Your task is to filter the data below down to the lines holding "React".

## START Raw data

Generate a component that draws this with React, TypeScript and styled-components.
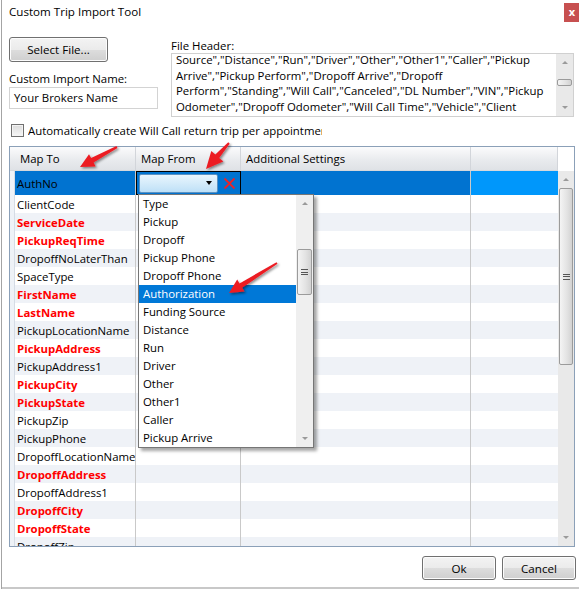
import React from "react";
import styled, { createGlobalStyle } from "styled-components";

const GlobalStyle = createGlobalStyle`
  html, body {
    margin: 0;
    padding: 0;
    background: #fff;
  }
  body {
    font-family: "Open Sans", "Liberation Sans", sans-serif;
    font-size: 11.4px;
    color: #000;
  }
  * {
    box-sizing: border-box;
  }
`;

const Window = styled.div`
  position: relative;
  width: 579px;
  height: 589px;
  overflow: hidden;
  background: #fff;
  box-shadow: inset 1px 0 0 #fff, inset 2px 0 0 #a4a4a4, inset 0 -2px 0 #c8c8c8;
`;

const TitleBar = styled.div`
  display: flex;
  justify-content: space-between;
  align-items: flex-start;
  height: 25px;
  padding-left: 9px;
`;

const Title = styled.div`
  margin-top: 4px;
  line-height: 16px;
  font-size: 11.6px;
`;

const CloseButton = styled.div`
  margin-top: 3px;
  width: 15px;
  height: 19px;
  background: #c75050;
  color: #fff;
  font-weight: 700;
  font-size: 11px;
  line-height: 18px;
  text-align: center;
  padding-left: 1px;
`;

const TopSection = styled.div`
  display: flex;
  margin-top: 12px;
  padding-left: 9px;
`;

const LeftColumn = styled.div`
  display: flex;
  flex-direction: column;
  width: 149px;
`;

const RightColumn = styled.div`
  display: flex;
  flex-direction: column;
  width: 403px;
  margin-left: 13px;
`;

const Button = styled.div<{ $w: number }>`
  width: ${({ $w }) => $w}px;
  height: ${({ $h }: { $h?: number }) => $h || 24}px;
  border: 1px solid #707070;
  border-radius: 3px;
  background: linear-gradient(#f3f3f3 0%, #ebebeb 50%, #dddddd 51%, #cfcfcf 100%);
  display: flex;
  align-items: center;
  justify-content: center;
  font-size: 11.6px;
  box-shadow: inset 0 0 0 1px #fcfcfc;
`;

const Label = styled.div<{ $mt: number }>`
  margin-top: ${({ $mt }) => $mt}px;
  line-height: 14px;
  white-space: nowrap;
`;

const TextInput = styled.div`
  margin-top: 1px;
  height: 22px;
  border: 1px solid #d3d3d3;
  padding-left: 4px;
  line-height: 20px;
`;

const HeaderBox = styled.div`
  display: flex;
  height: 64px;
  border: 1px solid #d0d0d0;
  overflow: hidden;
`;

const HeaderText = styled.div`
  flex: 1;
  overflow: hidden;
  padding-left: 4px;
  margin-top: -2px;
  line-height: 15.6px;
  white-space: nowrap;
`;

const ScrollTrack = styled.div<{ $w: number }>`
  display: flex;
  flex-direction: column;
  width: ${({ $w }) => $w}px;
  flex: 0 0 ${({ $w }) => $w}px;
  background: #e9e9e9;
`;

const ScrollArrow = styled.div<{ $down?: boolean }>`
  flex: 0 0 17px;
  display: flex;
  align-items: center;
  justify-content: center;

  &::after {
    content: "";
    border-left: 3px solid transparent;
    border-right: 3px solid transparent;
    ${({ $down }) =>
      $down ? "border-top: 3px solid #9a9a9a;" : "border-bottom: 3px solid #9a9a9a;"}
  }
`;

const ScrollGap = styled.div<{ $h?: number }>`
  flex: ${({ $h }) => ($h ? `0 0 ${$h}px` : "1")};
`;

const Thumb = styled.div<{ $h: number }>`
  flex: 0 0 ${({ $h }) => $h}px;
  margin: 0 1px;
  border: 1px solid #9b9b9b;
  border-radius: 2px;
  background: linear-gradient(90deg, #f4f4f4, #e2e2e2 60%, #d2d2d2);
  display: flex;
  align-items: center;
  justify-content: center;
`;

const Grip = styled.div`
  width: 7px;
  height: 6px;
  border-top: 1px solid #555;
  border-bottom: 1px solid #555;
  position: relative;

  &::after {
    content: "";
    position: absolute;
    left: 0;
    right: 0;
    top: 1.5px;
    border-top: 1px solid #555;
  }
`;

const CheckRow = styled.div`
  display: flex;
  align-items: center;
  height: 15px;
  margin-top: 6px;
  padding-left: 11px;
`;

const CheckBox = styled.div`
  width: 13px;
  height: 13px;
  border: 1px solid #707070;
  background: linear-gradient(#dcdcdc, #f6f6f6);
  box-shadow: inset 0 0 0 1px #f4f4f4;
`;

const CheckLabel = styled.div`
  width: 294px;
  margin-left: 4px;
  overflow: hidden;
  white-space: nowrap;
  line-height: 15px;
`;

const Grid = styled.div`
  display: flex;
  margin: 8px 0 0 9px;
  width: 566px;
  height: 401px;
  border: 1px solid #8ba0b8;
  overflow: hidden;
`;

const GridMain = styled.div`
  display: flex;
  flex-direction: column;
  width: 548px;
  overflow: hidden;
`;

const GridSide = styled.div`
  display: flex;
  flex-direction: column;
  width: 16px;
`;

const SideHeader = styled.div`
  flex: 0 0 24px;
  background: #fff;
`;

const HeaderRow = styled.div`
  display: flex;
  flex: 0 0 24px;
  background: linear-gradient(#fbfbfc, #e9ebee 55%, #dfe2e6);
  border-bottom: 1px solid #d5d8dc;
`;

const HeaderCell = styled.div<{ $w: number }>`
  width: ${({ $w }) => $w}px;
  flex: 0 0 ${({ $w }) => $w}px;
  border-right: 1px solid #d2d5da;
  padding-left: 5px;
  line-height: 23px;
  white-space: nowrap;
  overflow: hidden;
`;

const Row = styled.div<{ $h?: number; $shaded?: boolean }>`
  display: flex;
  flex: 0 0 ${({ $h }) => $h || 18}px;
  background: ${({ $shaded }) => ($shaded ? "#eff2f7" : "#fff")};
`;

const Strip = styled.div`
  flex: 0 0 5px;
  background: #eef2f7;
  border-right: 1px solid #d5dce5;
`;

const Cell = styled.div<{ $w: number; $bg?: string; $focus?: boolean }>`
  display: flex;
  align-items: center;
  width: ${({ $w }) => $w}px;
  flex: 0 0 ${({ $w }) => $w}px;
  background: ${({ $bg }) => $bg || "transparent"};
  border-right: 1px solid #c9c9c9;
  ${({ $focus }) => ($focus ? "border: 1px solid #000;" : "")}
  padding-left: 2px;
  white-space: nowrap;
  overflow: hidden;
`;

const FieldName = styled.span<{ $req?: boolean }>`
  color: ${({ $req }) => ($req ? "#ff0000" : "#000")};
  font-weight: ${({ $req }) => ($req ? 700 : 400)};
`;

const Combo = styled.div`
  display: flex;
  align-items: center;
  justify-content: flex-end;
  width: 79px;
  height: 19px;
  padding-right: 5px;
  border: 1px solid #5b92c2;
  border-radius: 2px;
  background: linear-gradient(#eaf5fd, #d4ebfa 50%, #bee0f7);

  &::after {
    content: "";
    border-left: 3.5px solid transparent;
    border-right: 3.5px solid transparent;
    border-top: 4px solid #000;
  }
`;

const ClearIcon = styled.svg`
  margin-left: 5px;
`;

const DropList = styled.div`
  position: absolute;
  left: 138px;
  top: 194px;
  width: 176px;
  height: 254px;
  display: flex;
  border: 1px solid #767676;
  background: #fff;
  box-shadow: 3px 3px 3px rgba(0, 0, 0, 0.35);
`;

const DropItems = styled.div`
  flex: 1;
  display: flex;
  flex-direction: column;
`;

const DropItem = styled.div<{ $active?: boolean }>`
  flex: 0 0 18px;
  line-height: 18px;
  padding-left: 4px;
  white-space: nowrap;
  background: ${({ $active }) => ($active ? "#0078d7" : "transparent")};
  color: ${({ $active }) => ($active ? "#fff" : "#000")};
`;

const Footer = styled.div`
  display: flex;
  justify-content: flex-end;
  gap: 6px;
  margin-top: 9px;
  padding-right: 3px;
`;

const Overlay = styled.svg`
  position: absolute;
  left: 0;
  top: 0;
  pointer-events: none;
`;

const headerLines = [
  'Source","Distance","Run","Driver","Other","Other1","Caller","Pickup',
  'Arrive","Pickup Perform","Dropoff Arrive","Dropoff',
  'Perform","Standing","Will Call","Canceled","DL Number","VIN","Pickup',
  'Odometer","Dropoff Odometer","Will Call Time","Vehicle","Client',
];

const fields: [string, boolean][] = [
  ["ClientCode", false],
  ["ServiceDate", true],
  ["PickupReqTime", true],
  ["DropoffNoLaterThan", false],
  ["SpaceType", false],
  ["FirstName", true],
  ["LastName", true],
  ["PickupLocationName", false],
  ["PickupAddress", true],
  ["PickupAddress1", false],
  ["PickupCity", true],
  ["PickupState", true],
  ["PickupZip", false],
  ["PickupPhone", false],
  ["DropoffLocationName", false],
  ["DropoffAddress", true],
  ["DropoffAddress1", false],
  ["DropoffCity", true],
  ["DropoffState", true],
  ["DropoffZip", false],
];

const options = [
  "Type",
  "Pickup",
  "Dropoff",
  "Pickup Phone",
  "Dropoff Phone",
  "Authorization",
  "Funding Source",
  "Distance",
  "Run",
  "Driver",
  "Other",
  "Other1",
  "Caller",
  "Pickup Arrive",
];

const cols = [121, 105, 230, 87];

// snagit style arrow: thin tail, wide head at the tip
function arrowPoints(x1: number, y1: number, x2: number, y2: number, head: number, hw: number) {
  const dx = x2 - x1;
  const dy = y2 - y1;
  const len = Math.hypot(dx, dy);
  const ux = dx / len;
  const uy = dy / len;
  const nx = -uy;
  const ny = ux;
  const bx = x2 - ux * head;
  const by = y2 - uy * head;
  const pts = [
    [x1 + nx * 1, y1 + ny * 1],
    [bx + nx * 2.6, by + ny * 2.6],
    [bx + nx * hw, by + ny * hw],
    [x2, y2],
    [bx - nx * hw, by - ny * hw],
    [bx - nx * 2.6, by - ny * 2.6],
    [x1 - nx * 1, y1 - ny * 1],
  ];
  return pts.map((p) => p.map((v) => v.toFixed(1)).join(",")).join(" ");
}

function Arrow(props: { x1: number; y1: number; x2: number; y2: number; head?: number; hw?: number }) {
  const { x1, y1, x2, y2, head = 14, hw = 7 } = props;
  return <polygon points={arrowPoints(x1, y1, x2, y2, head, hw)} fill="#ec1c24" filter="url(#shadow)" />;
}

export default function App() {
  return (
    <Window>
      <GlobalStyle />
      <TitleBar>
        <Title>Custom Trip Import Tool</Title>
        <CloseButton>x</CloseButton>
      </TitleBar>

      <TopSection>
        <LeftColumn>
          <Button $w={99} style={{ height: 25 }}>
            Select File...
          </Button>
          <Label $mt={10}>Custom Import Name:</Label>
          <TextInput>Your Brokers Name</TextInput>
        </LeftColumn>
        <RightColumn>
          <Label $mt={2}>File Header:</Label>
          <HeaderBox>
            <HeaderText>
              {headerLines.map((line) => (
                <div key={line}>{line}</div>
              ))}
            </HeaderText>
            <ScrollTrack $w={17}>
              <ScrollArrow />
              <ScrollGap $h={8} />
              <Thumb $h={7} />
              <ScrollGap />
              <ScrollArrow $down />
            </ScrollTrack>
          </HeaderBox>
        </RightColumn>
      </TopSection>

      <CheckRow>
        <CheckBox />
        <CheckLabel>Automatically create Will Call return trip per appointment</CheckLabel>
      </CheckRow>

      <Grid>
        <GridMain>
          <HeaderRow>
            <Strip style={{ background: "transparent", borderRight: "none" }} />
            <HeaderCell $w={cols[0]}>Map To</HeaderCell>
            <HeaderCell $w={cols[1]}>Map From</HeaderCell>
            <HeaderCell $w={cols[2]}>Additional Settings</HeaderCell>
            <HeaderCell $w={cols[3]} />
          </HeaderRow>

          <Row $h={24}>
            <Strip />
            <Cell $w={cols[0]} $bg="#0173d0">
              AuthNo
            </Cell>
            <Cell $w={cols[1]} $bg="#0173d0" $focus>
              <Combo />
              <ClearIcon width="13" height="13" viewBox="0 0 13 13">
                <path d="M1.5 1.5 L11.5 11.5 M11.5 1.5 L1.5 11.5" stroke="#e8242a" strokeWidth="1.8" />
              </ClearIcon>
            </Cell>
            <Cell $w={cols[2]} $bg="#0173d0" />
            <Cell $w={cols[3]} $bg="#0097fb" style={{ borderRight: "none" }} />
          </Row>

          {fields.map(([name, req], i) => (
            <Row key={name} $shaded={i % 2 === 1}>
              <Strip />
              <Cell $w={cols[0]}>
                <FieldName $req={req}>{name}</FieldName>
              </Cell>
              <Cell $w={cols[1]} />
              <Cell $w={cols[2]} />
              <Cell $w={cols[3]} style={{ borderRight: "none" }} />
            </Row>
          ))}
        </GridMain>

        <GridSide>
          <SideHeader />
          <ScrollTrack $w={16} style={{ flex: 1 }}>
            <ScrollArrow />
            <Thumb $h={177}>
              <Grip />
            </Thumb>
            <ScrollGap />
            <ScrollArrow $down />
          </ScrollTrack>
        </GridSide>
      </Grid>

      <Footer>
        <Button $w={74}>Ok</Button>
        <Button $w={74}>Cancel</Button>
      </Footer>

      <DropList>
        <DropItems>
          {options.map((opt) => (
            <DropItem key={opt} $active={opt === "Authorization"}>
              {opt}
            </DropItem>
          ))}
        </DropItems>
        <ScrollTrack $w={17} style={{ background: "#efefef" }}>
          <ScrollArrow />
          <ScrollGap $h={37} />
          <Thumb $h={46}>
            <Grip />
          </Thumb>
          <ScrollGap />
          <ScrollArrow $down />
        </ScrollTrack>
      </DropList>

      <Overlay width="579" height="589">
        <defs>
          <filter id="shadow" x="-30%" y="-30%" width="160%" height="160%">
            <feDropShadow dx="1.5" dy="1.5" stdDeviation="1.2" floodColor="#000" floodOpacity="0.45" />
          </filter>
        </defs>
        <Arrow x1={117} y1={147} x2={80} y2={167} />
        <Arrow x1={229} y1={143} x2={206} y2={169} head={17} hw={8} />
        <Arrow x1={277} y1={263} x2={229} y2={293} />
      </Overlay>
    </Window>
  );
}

## END Raw data

## Reply
Generate a component that draws this with React, TypeScript and styled-components.
import React from "react";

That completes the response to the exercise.